#### Data provided ####

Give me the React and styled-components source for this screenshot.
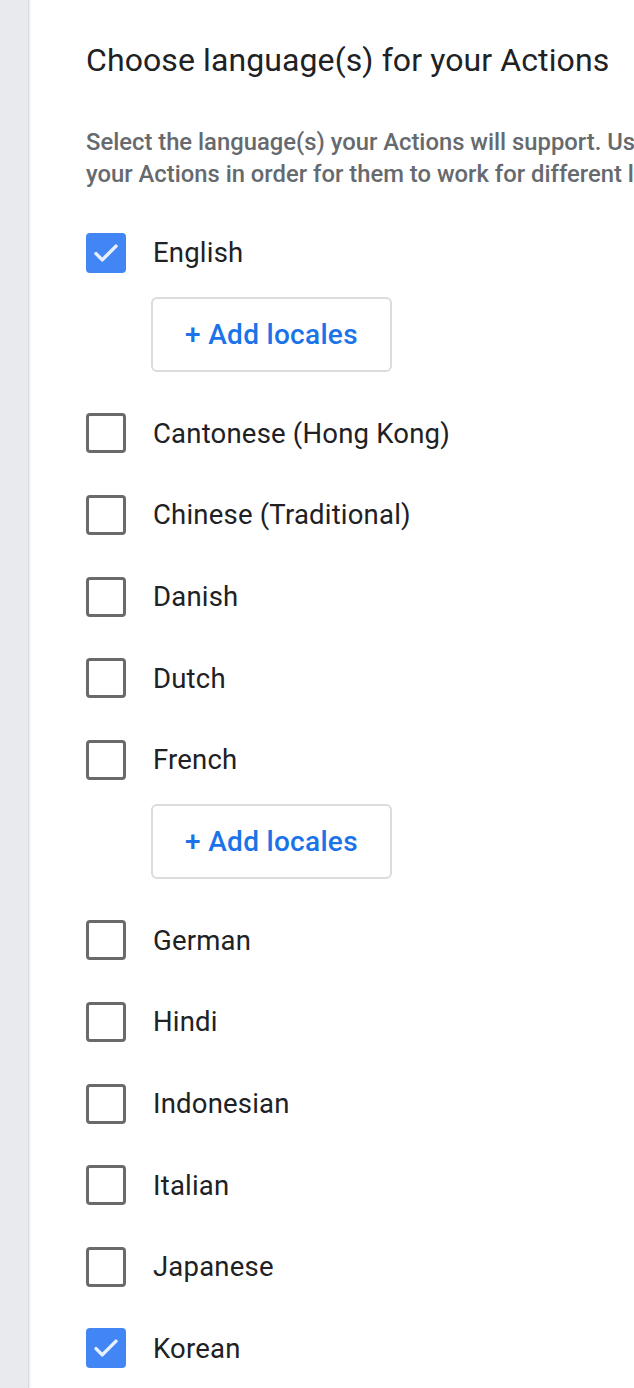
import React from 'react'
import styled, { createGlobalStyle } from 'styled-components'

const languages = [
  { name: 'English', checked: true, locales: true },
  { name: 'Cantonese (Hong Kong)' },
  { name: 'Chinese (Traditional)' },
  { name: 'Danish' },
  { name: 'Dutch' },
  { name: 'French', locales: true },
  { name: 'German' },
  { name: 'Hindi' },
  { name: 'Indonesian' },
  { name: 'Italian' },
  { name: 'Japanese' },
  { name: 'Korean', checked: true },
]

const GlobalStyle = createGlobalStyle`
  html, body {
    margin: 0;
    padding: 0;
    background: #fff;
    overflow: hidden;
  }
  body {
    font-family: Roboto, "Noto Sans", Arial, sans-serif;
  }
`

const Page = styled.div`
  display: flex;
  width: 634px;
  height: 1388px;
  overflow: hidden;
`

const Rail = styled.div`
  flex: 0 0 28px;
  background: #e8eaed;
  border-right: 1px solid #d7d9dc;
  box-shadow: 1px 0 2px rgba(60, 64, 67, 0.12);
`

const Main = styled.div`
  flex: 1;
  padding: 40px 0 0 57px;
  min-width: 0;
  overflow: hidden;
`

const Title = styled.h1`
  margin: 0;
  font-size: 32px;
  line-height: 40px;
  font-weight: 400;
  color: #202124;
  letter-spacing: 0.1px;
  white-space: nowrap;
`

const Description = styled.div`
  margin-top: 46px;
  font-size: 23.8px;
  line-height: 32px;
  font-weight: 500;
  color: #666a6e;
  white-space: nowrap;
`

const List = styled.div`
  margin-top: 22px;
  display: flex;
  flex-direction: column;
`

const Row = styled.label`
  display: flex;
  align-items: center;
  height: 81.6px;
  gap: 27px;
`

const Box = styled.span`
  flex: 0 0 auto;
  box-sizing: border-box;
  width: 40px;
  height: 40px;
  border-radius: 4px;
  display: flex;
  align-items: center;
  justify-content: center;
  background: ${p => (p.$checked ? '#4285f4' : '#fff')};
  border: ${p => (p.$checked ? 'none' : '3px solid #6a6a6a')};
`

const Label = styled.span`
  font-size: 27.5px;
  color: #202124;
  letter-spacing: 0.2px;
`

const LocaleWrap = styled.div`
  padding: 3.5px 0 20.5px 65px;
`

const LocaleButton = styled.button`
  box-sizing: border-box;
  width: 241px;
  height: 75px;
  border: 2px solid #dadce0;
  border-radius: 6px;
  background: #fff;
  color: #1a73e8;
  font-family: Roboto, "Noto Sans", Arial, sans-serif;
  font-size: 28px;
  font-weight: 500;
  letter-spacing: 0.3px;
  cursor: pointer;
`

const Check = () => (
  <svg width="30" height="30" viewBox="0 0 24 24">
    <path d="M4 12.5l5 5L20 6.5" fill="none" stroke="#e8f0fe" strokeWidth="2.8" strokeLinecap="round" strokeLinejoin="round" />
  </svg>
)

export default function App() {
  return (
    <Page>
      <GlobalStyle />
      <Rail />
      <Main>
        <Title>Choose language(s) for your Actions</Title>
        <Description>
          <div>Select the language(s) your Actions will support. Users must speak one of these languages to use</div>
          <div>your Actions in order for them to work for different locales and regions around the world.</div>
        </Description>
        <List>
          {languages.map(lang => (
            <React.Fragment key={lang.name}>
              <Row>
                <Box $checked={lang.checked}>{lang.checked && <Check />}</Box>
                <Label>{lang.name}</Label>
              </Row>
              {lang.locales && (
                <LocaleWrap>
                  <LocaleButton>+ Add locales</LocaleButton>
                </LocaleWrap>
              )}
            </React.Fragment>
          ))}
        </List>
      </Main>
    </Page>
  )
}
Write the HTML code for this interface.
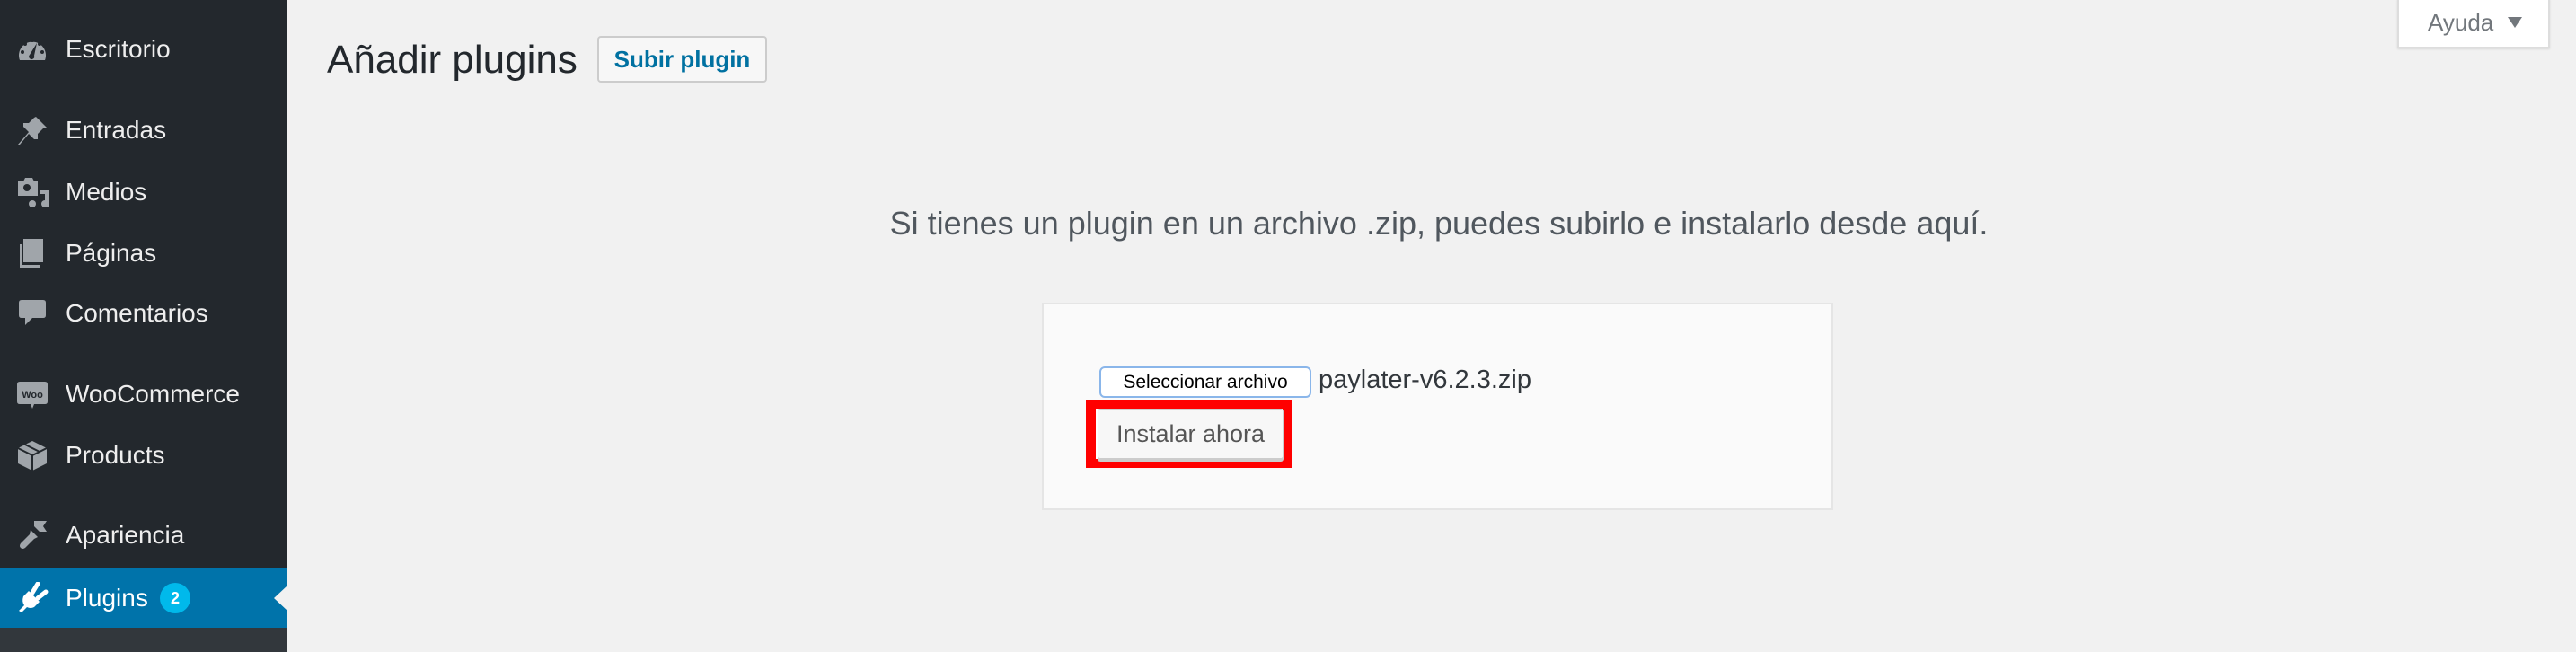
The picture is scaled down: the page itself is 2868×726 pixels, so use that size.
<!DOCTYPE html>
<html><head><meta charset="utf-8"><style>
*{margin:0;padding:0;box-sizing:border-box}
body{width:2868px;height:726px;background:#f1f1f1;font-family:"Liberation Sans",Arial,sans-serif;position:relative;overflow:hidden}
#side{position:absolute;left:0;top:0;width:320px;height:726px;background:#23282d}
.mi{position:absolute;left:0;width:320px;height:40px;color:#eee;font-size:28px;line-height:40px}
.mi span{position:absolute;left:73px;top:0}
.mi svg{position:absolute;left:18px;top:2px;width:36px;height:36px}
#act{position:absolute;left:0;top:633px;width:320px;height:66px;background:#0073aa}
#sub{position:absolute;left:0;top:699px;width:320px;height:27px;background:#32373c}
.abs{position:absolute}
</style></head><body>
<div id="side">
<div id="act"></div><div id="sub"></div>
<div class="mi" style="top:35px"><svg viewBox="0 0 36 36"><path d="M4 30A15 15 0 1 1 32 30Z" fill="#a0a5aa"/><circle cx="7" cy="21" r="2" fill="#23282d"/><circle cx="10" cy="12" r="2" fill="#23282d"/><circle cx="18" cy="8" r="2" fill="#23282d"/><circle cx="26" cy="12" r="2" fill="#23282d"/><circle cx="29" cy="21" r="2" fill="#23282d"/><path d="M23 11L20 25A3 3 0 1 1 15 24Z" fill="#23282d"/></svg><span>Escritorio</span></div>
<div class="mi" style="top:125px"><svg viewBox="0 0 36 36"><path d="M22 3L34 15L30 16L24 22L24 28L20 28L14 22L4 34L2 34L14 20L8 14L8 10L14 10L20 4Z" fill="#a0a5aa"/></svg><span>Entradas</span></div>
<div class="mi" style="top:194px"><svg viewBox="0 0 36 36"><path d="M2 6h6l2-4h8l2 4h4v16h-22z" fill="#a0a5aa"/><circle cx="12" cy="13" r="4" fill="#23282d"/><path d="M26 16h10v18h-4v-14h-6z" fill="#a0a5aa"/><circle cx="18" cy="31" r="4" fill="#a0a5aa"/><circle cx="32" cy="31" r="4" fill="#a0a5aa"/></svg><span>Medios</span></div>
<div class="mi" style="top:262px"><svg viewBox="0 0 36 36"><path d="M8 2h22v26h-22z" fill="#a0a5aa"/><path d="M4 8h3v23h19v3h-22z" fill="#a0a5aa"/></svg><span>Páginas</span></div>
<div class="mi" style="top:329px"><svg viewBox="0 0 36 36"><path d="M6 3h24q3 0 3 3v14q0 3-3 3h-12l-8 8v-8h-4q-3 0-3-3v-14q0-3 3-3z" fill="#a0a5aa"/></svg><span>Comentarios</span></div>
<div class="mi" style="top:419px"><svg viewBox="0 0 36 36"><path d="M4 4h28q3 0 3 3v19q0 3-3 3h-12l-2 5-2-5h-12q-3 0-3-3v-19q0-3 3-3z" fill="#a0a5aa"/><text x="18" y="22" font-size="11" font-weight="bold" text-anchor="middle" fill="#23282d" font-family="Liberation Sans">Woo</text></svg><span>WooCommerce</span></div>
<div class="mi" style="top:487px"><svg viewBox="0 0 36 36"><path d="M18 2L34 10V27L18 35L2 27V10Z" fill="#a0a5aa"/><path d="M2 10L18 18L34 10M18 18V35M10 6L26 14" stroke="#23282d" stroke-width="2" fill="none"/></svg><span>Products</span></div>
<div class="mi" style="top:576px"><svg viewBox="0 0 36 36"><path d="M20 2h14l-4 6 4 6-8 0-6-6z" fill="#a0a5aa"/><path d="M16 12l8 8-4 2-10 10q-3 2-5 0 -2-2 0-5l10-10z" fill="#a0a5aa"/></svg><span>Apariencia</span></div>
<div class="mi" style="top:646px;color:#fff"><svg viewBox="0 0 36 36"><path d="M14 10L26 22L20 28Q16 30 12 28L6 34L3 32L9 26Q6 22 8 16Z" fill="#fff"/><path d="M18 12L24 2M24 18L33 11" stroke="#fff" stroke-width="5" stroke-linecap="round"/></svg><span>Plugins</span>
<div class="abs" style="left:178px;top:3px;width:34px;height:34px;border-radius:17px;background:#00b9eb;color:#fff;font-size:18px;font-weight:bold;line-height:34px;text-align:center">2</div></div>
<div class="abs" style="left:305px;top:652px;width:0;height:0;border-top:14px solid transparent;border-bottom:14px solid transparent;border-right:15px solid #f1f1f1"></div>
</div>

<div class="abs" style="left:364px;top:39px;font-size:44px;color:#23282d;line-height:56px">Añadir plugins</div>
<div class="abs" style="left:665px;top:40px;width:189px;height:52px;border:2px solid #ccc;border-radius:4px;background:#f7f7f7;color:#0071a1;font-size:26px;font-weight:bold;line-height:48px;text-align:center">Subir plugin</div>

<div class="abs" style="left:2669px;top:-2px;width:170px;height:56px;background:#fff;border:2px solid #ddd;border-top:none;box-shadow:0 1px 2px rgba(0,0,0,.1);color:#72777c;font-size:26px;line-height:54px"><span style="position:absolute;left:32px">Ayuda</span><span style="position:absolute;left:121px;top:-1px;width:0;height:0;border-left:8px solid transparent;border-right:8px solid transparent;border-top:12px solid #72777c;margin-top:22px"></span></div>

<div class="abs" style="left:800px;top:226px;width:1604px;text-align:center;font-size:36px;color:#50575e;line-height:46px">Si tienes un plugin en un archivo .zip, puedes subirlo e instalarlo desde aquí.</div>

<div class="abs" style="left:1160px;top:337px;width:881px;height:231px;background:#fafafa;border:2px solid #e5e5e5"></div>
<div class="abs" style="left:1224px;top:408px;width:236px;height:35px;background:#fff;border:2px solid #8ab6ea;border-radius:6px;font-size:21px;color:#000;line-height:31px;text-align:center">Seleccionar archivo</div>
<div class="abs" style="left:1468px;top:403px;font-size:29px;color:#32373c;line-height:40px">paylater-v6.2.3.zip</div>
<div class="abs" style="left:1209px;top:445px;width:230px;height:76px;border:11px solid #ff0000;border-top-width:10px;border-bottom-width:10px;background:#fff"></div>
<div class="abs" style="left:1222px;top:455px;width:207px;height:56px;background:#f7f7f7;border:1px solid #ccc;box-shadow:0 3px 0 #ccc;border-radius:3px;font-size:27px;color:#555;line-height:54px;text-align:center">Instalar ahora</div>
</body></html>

####

— Stated goal —
Search the lines for the string "components" and copy every line that has it.

— Response to this exercise —
Give me the React and styled-components source for this screenshot.
import styled, { createGlobalStyle } from 'styled-components'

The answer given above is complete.